**Task brief**
Your task is to copy each line that has the word "screenshot".

○ ○ ○

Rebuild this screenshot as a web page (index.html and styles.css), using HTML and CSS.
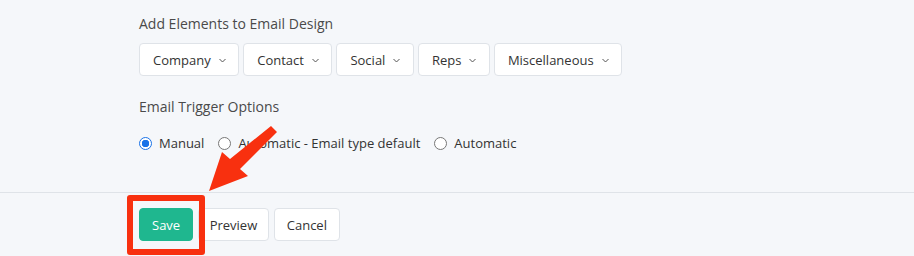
FILE: index.html
```html
<!DOCTYPE html>
<html lang="en">
<head>
    <meta charset="UTF-8">
    <meta name="viewport" content="width=device-width, initial-scale=1.0">
    <title>Email Design</title>
    <link rel="stylesheet" href="styles.css">
</head>
<body>

    <div class="content">
        <div class="label">Add Elements to Email Design</div>
        <div class="dropdowns">
            <button class="btn btn-drop">Company <svg class="chev" width="7" height="5" viewBox="0 0 7 5"><path d="M0.5 1 L3.5 4 L6.5 1" fill="none" stroke="#555" stroke-width="1"/></svg></button>
            <button class="btn btn-drop">Contact <svg class="chev" width="7" height="5" viewBox="0 0 7 5"><path d="M0.5 1 L3.5 4 L6.5 1" fill="none" stroke="#555" stroke-width="1"/></svg></button>
            <button class="btn btn-drop">Social <svg class="chev" width="7" height="5" viewBox="0 0 7 5"><path d="M0.5 1 L3.5 4 L6.5 1" fill="none" stroke="#555" stroke-width="1"/></svg></button>
            <button class="btn btn-drop">Reps <svg class="chev" width="7" height="5" viewBox="0 0 7 5"><path d="M0.5 1 L3.5 4 L6.5 1" fill="none" stroke="#555" stroke-width="1"/></svg></button>
            <button class="btn btn-drop">Miscellaneous <svg class="chev" width="7" height="5" viewBox="0 0 7 5"><path d="M0.5 1 L3.5 4 L6.5 1" fill="none" stroke="#555" stroke-width="1"/></svg></button>
        </div>

        <div class="label trigger-label">Email Trigger Options</div>
        <div class="radios">
            <label class="radio"><span class="dot checked"></span>Manual</label>
            <label class="radio"><span class="dot"></span>Automatic - Email type default</label>
            <label class="radio"><span class="dot"></span>Automatic</label>
        </div>
    </div>

    <div class="footer">
        <button class="btn btn-save">Save</button>
        <button class="btn btn-preview">Preview</button>
        <button class="btn">Cancel</button>
    </div>

    <!-- annotation -->
    <div class="highlight"></div>
    <svg class="arrow" width="914" height="256" viewBox="0 0 914 256">
        <polygon points="271,126 277,132 240,169 248,176 209,191 222,152 230,159" fill="#f8300f"/>
    </svg>

</body>
</html>
```

FILE: styles.css
```css
body {
    margin: 0;
    background-color: #f5f7fa;
    font-family: "Open Sans", Arial, sans-serif;
    font-size: 13px;
    color: #333;
    height: 256px;
    position: relative;
    overflow: hidden;
}
.content {
    padding: 15px 0 0 139px;
    border-bottom: 1px solid #dfe3e8;
    box-sizing: border-box;
    height: 193px;
}
.label {
    font-size: 14px;
    color: #4a4a4a;
    line-height: 18px;
}
.dropdowns {
    display: flex;
    gap: 4px;
    margin-top: 10px;
}
.btn {
    font-family: inherit;
    font-size: 13px;
    color: #333;
    background: #fff;
    border: 1px solid #dfe3e8;
    border-radius: 4px;
    height: 33px;
    padding: 0 12px;
    display: flex;
    align-items: center;
}
.btn-drop {
    padding: 0 12.5px 0 13px;
    gap: 8px;
}
.chev {
    margin-top: 1px;
}
.trigger-label {
    margin-top: 22px;
}
.radios {
    display: flex;
    gap: 14px;
    margin-top: 18px;
}
.radio {
    display: flex;
    align-items: center;
    gap: 7px;
    color: #333;
}
.dot {
    width: 11px;
    height: 11px;
    border: 1px solid #777;
    border-radius: 50%;
    background: #fff;
    box-sizing: content-box;
}
.dot.checked {
    border-color: #1a73e8;
    background: radial-gradient(circle, #1a73e8 0 3.5px, #fff 4px);
}
.footer {
    display: flex;
    gap: 5px;
    padding: 15px 0 0 139px;
}
.btn-save {
    background: #1fb78f;
    border-color: #1fb78f;
    color: #fff;
}
.btn-preview {
    padding: 0 10.5px;
}
.highlight {
    position: absolute;
    left: 127px;
    top: 195px;
    width: 66px;
    height: 48px;
    border: 6px solid #f8300f;
    border-radius: 3px;
}
.arrow {
    position: absolute;
    left: 0;
    top: 0;
}
```
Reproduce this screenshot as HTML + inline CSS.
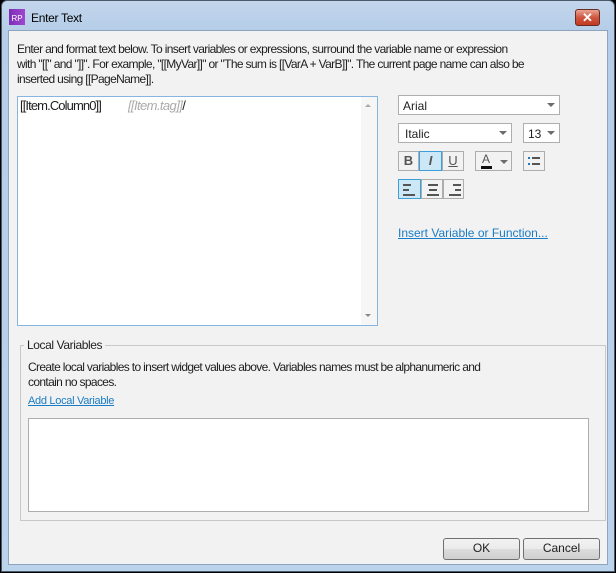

○ ○ ○

**Result for this task**
Rebuild this screenshot as a web page (index.html and styles.css), using HTML and CSS.
Reproduce this screenshot as HTML + inline CSS.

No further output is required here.